**Task brief**
Repeat the records in full and exactly, omitting pictures.

**Data supplied**
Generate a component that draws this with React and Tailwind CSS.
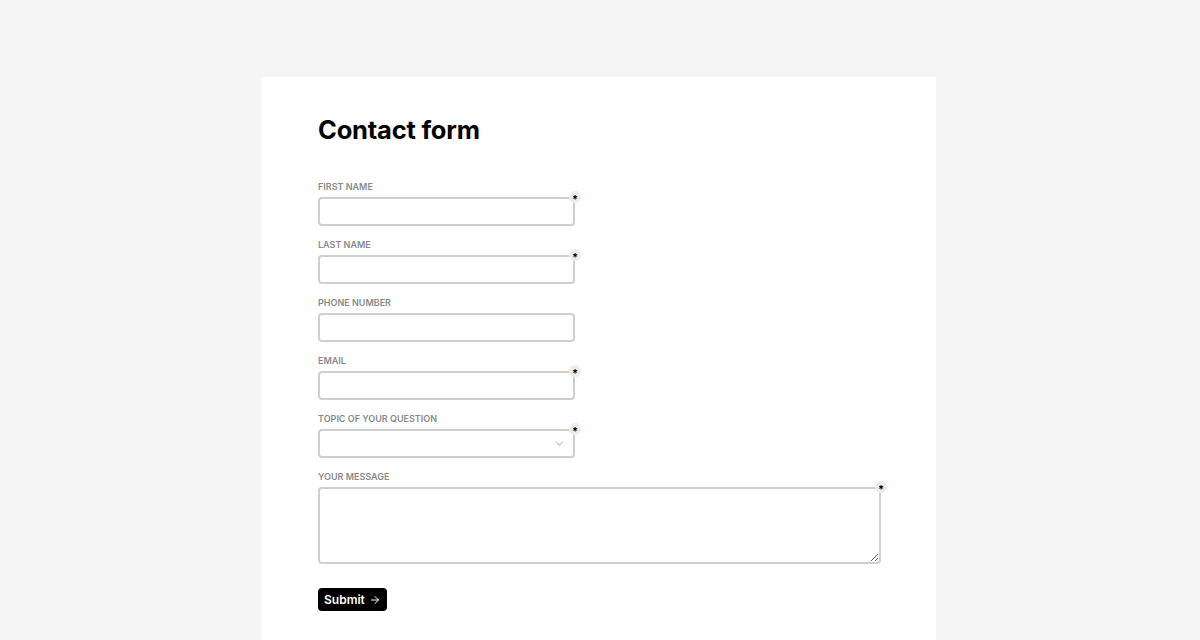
import { ChevronDown, ArrowRight } from 'lucide-react';

function Req() {
  return (
    <span className="absolute -right-[6px] -top-[6px] w-[12px] h-[12px] rounded-full bg-[#ececec] flex items-center justify-center text-[11px] font-bold leading-none text-black pt-[4px]">
      *
    </span>
  );
}

function Field({ label, required, children }) {
  return (
    <div className="flex flex-col items-start">
      <label className="text-[9px] font-semibold uppercase text-[#8a8a8a] leading-[11px] mb-[5px]">{label}</label>
      <div className="relative w-fit">
        {children}
        {required && <Req />}
      </div>
    </div>
  );
}

const inputCls = 'block w-[257px] h-[29px] border-2 border-[#cfcfcf] rounded-[4px] bg-white outline-none';

export default function App() {
  return (
    <div className="min-h-screen bg-[#f5f5f5] flex justify-center pt-[77px]" style={{ fontFamily: 'Inter, "Liberation Sans", sans-serif' }}>
      <div className="w-[674px] bg-white px-[56px] pt-[38px] pb-[40px] ml-[-2px]">
        <h1 className="text-[25.5px] font-bold text-black leading-[30px] tracking-[-0.2px]">Contact form</h1>
        <form className="mt-[36px] flex flex-col gap-[13px]">
          <Field label="First name" required>
            <input className={inputCls} />
          </Field>
          <Field label="Last name" required>
            <input className={inputCls} />
          </Field>
          <Field label="Phone number">
            <input className={inputCls} />
          </Field>
          <Field label="Email" required>
            <input className={inputCls} />
          </Field>
          <Field label="Topic of your question" required>
            <div className={inputCls + ' flex items-center justify-end pr-[7px]'}>
              <ChevronDown className="w-[13px] h-[13px] text-[#8a8a8a]" strokeWidth={1.5} />
            </div>
          </Field>
          <Field label="Your message" required>
            <textarea className="block w-[563px] h-[77px] border-2 border-[#cfcfcf] rounded-[4px] bg-white outline-none resize-y" />
          </Field>
          <div className="mt-[11px]">
            <button type="button" className="bg-black text-white text-[12px] font-semibold rounded-[4px] h-[23px] px-[6px] flex items-center gap-[4px]">
              Submit
              <ArrowRight className="w-[12px] h-[12px]" strokeWidth={2} />
            </button>
          </div>
        </form>
      </div>
    </div>
  );
}
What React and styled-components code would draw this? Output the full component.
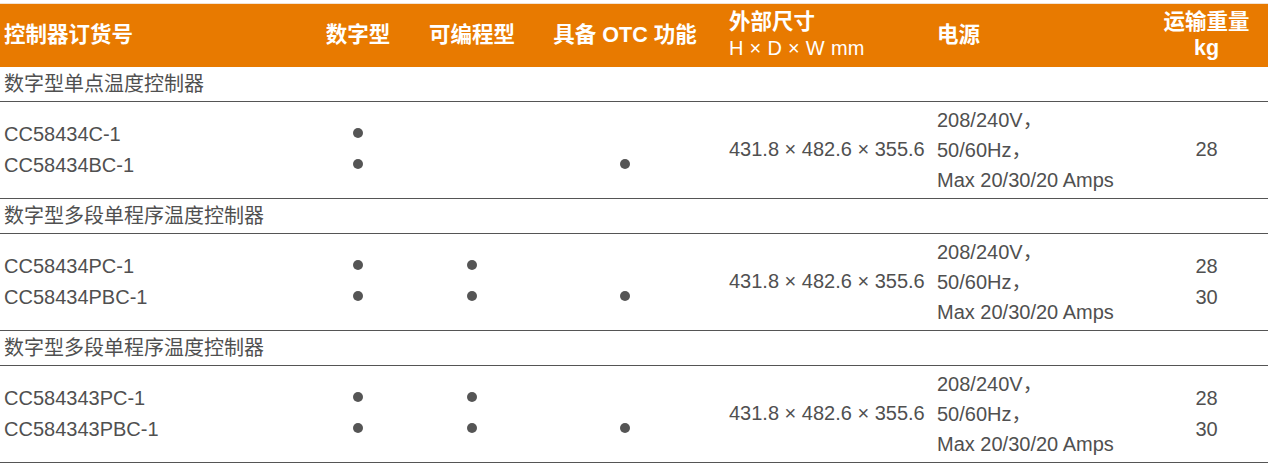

**Written solution**
Generate a component that draws this with React and Tailwind CSS.
import { ChevronDown, ArrowRight } from 'lucide-react';

function Req() {
  return (
    <span className="absolute -right-[6px] -top-[6px] w-[12px] h-[12px] rounded-full bg-[#ececec] flex items-center justify-center text-[11px] font-bold leading-none text-black pt-[4px]">
      *
    </span>
  );
}

function Field({ label, required, children }) {
  return (
    <div className="flex flex-col items-start">
      <label className="text-[9px] font-semibold uppercase text-[#8a8a8a] leading-[11px] mb-[5px]">{label}</label>
      <div className="relative w-fit">
        {children}
        {required && <Req />}
      </div>
    </div>
  );
}

const inputCls = 'block w-[257px] h-[29px] border-2 border-[#cfcfcf] rounded-[4px] bg-white outline-none';

export default function App() {
  return (
    <div className="min-h-screen bg-[#f5f5f5] flex justify-center pt-[77px]" style={{ fontFamily: 'Inter, "Liberation Sans", sans-serif' }}>
      <div className="w-[674px] bg-white px-[56px] pt-[38px] pb-[40px] ml-[-2px]">
        <h1 className="text-[25.5px] font-bold text-black leading-[30px] tracking-[-0.2px]">Contact form</h1>
        <form className="mt-[36px] flex flex-col gap-[13px]">
          <Field label="First name" required>
            <input className={inputCls} />
          </Field>
          <Field label="Last name" required>
            <input className={inputCls} />
          </Field>
          <Field label="Phone number">
            <input className={inputCls} />
          </Field>
          <Field label="Email" required>
            <input className={inputCls} />
          </Field>
          <Field label="Topic of your question" required>
            <div className={inputCls + ' flex items-center justify-end pr-[7px]'}>
              <ChevronDown className="w-[13px] h-[13px] text-[#8a8a8a]" strokeWidth={1.5} />
            </div>
          </Field>
          <Field label="Your message" required>
            <textarea className="block w-[563px] h-[77px] border-2 border-[#cfcfcf] rounded-[4px] bg-white outline-none resize-y" />
          </Field>
          <div className="mt-[11px]">
            <button type="button" className="bg-black text-white text-[12px] font-semibold rounded-[4px] h-[23px] px-[6px] flex items-center gap-[4px]">
              Submit
              <ArrowRight className="w-[12px] h-[12px]" strokeWidth={2} />
            </button>
          </div>
        </form>
      </div>
    </div>
  );
}
What React and styled-components code would draw this? Output the full component.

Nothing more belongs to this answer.